Sunday, September 5, 2010

Missiles and Forgeries


I like this image from the New York Times Online because (a) it is a refutation of a digitally altered image that was published in major news outlets (e.g., the front page of the Chicago Tribune) across the world as a true record of an Iranian long-range missile test, which after all is a very serious matter indeed; (b) it highlights what sections of the image have been duplicated from other sections for the reader with an untrained eye; (c) it raises L.H. Oswald-on-the-cover-of-Life-type questions about the integrity and ‘honesty’ of all AP-grade images that purport to tell us the whole truth and nothing but, etc.; and (d) it draws attention to the fact that even if an image isn’t altered, just whose truth it tells and for what purposes are matters that ultimately remain unsettled.

The biggest questions this particular image raises for me are who photoshopped it and for what reason? What does an image of four rockets being fired accomplish that an image of three rockets does not? According to the New York Times, the Agence France-Presse reported that the fourth rocket “has apparently been added in digital retouch to cover a grounded missile that may have failed during the test.” But how are we, the news-reading public, knowing that newspapers worldwide were apparently fooled by the 4-missile image, supposed to believe that the ‘original’ 3-missile image has not itself been altered to include the failed fourth missile launcher? CONSPIRACY THEORY ALERT! Could this whole charade be part of a western-media propaganda initiative intended to debunk (or insinuate the incompetence of) the Iranian military (although three out of four ain’t bad) and its own propagandist counterpart (because what dingus would realistically think that they could pass off as genuine an image whose parts were so obviously copied and pasted to Major Journalistic Outlets and have them publi– oh wait…)?

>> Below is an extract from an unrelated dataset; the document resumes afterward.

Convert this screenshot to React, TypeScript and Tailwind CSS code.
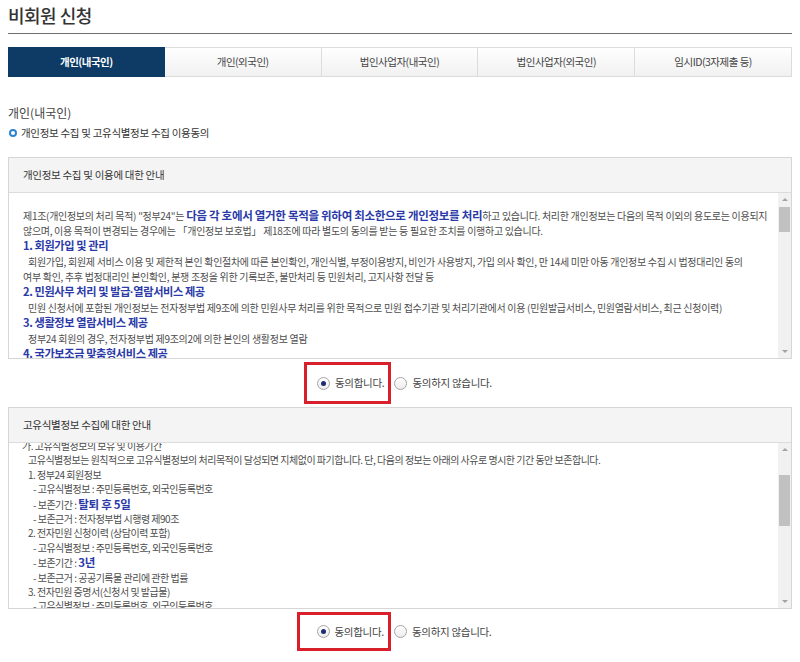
import React from "react"

const tabs = ["개인(내국인)", "개인(외국인)", "법인사업자(내국인)", "법인사업자(외국인)", "임시ID(3자제출 등)"]

function Scrollbar({ thumbTop, thumbHeight }: { thumbTop: number; thumbHeight: number }) {
  return (
    <div className="w-[13px] shrink-0 bg-[#f1f1f1] flex flex-col items-center">
      <div className="h-[13px] flex items-center justify-center">
        <div className="w-0 h-0 border-l-[3px] border-r-[3px] border-b-[3px] border-l-transparent border-r-transparent border-b-[#a3a3a3]" />
      </div>
      <div className="flex-1 w-full px-[1px]">
        <div className="w-full bg-[#c1c1c1]" style={{ marginTop: thumbTop, height: thumbHeight }} />
      </div>
      <div className="h-[13px] flex items-center justify-center">
        <div className="w-0 h-0 border-l-[3px] border-r-[3px] border-t-[3px] border-l-transparent border-r-transparent border-t-[#a3a3a3]" />
      </div>
    </div>
  )
}

function Radio({ checked }: { checked?: boolean }) {
  return (
    <span className="w-[13px] h-[13px] rounded-full border border-[#a5a5a5] bg-gradient-to-b from-white to-[#ececec] flex items-center justify-center shrink-0">
      {checked && <span className="w-[5px] h-[5px] rounded-full bg-[#1d2b75]" />}
    </span>
  )
}

function AgreeRow({ boxClass, rowClass }: { boxClass: string; rowClass: string }) {
  return (
    <div className={`flex justify-center text-[10.5px] text-[#444] tracking-[-0.3px] ${rowClass}`}>
      <div className={`border-[3px] border-[#d7202b] flex items-center gap-[5px] ${boxClass}`}>
        <Radio checked />
        <span>동의합니다.</span>
      </div>
      <div className="self-stretch flex items-center gap-[5px] ml-[3px]">
        <Radio />
        <span>동의하지 않습니다.</span>
      </div>
    </div>
  )
}

const B = ({ children }: { children: React.ReactNode }) => (
  <b className="text-[#2b3aa8] font-bold text-[11.5px] tracking-[-0.3px]">{children}</b>
)

const H = ({ children }: { children: React.ReactNode }) => (
  <div className="text-[#2b3aa8] font-bold text-[11.2px] tracking-[-0.4px]">{children}</div>
)

export default function App() {
  return (
    <div className="w-[800px] h-[662px] bg-white px-[8px] font-['Noto_Sans_CJK_KR',sans-serif] text-[#333] overflow-hidden">
      <div className="pt-[3px] pb-[6px] border-b border-[#6f6f6f]">
        <h1 className="text-[18px] leading-[24px] font-medium text-[#333] tracking-[-0.5px]">비회원 신청</h1>
      </div>

      <div className="mt-[13px] grid grid-cols-5 h-[30px] text-[10.5px] tracking-[-0.5px]">
        {tabs.map((t, i) =>
          i === 0 ? (
            <div key={t} className="bg-[#0d3b66] text-white font-bold flex items-center justify-center">{t}</div>
          ) : (
            <div key={t} className="border-y border-r border-[#dcdcdc] bg-gradient-to-b from-white to-[#f1f1f1] text-[#444] flex items-center justify-center">{t}</div>
          )
        )}
      </div>

      <div className="mt-[27px] text-[12px] leading-[18px] text-[#444]">개인(내국인)</div>
      <div className="mt-[3px] flex items-center gap-[4px] text-[10.5px] leading-[16px] text-[#333] tracking-[-0.3px]">
        <span className="ml-[1px] w-[8px] h-[8px] rounded-full border-2 border-[#2a86d0]" />
        <span>개인정보 수집 및 고유식별정보 수집 이용동의</span>
      </div>

      <div className="mt-[16px] border border-[#d6d6d6]">
        <div className="h-[35px] bg-[#f4f4f4] border-b border-[#dcdcdc] px-[14px] flex items-center text-[10.5px] tracking-[-0.3px] text-[#333]">개인정보 수집 및 이용에 대한 안내</div>
        <div className="flex h-[165px]">
          <div className="flex-1 overflow-hidden pl-[14px] pt-[15px] text-[10px] leading-[15.2px] text-[#4d4d4d] whitespace-nowrap tracking-[-0.3px]">
            <div>제1조(개인정보의 처리 목적) "정부24"는 <B>다음 각 호에서 열거한 목적을 위하여 최소한으로 개인정보를 처리</B>하고 있습니다. 처리한 개인정보는 다음의 목적 이외의 용도로는 이용되지</div>
            <div>않으며, 이용 목적이 변경되는 경우에는 「개인정보 보호법」 제18조에 따라 별도의 동의를 받는 등 필요한 조치를 이행하고 있습니다.</div>
            <H>1. 회원가입 및 관리</H>
            <div className="pl-[5px]">회원가입, 회원제 서비스 이용 및 제한적 본인 확인절차에 따른 본인확인, 개인식별, 부정이용방지, 비인가 사용방지, 가입 의사 확인, 만 14세 미만 아동 개인정보 수집 시 법정대리인 동의</div>
            <div>여부 확인, 추후 법정대리인 본인확인, 분쟁 조정을 위한 기록보존, 불만처리 등 민원처리, 고지사항 전달 등</div>
            <H>2. 민원사무 처리 및 발급<span className="font-['Liberation_Sans',sans-serif]">·</span>열람서비스 제공</H>
            <div className="pl-[5px]">민원 신청서에 포함된 개인정보는 전자정부법 제9조에 의한 민원사무 처리를 위한 목적으로 민원 접수기관 및 처리기관에서 이용 (민원발급서비스, 민원열람서비스, 최근 신청이력)</div>
            <H>3. 생활정보 열람서비스 제공</H>
            <div className="pl-[5px]">정부24 회원의 경우, 전자정부법 제9조의2에 의한 본인의 생활정보 열람</div>
            <H>4. 국가보조금 맞춤형서비스 제공</H>
            <div className="pl-[5px]">국가보조금 맞춤형서비스 제공을 위한 본인 및 가구원 정보 확인</div>
          </div>
          <Scrollbar thumbTop={1} thumbHeight={25} />
        </div>
      </div>

      <AgreeRow rowClass="h-[48px] pr-[4px] items-center" boxClass="h-[42px] pl-[10px] pr-[4px]" />

      <div className="border border-[#d6d6d6]">
        <div className="h-[35px] bg-[#f4f4f4] border-b border-[#dcdcdc] px-[14px] flex items-center text-[10.5px] tracking-[-0.3px] text-[#333]">고유식별정보 수집에 대한 안내</div>
        <div className="flex h-[165px]">
          <div className="flex-1 overflow-hidden pl-[13px] text-[10px] leading-[14.4px] text-[#4d4d4d] whitespace-nowrap tracking-[-0.5px]">
            <div className="-mt-[4px]">가. 고유식별정보의 보유 및 이용기간</div>
            <div className="pl-[6px]">고유식별정보는 원칙적으로 고유식별정보의 처리목적이 달성되면 지체없이 파기합니다. 단, 다음의 정보는 아래의 사유로 명시한 기간 동안 보존합니다.</div>
            <div className="pl-[6px]">1. 정부24 회원정보</div>
            <div className="pl-[11px]">- 고유식별정보 : 주민등록번호, 외국인등록번호</div>
            <div className="pl-[11px]">- 보존기간 : <B>탈퇴 후 5일</B></div>
            <div className="pl-[11px]">- 보존근거 : 전자정부법 시행령 제90조</div>
            <div className="pl-[6px]">2. 전자민원 신청이력 (상담이력 포함)</div>
            <div className="pl-[11px]">- 고유식별정보 : 주민등록번호, 외국인등록번호</div>
            <div className="pl-[11px]">- 보존기간 : <B>3년</B></div>
            <div className="pl-[11px]">- 보존근거 : 공공기록물 관리에 관한 법률</div>
            <div className="pl-[6px]">3. 전자민원 증명서(신청서 및 발급물)</div>
            <div className="pl-[11px]">- 고유식별정보 : 주민등록번호, 외국인등록번호</div>
          </div>
          <Scrollbar thumbTop={19} thumbHeight={51} />
        </div>
      </div>

      <AgreeRow rowClass="h-[42px] pt-[3px] pr-[12px] items-start" boxClass="h-[39px] pl-[17px] pr-[4px]" />
    </div>
  )
}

Here is the purported original:
And here's the one that almost made the presses but was cut at the last minute for reasons yet undetermined:

1 comment:

  1. Your post brings up great questions, Stephen (or Steve? I forget which you prefer...Big S, maybe?). Berger mentions that when one tampers with a photograph, one is no longer practicing photography (96). But of course, that doesn't mean that one is no longer practicing visual rhetoric. In fact, the visual rhetoric seems to be projected with a very intentional premise.

    The orange outlines the NYTonline used is also interesting. It has kind of a football commentator meets teacher/corrector hybrid vibe, lending an air of authority to the image of demonstration. (I have to admit, without the orange lines, I might have been one of the schmoes who didn't notice the overlaps.)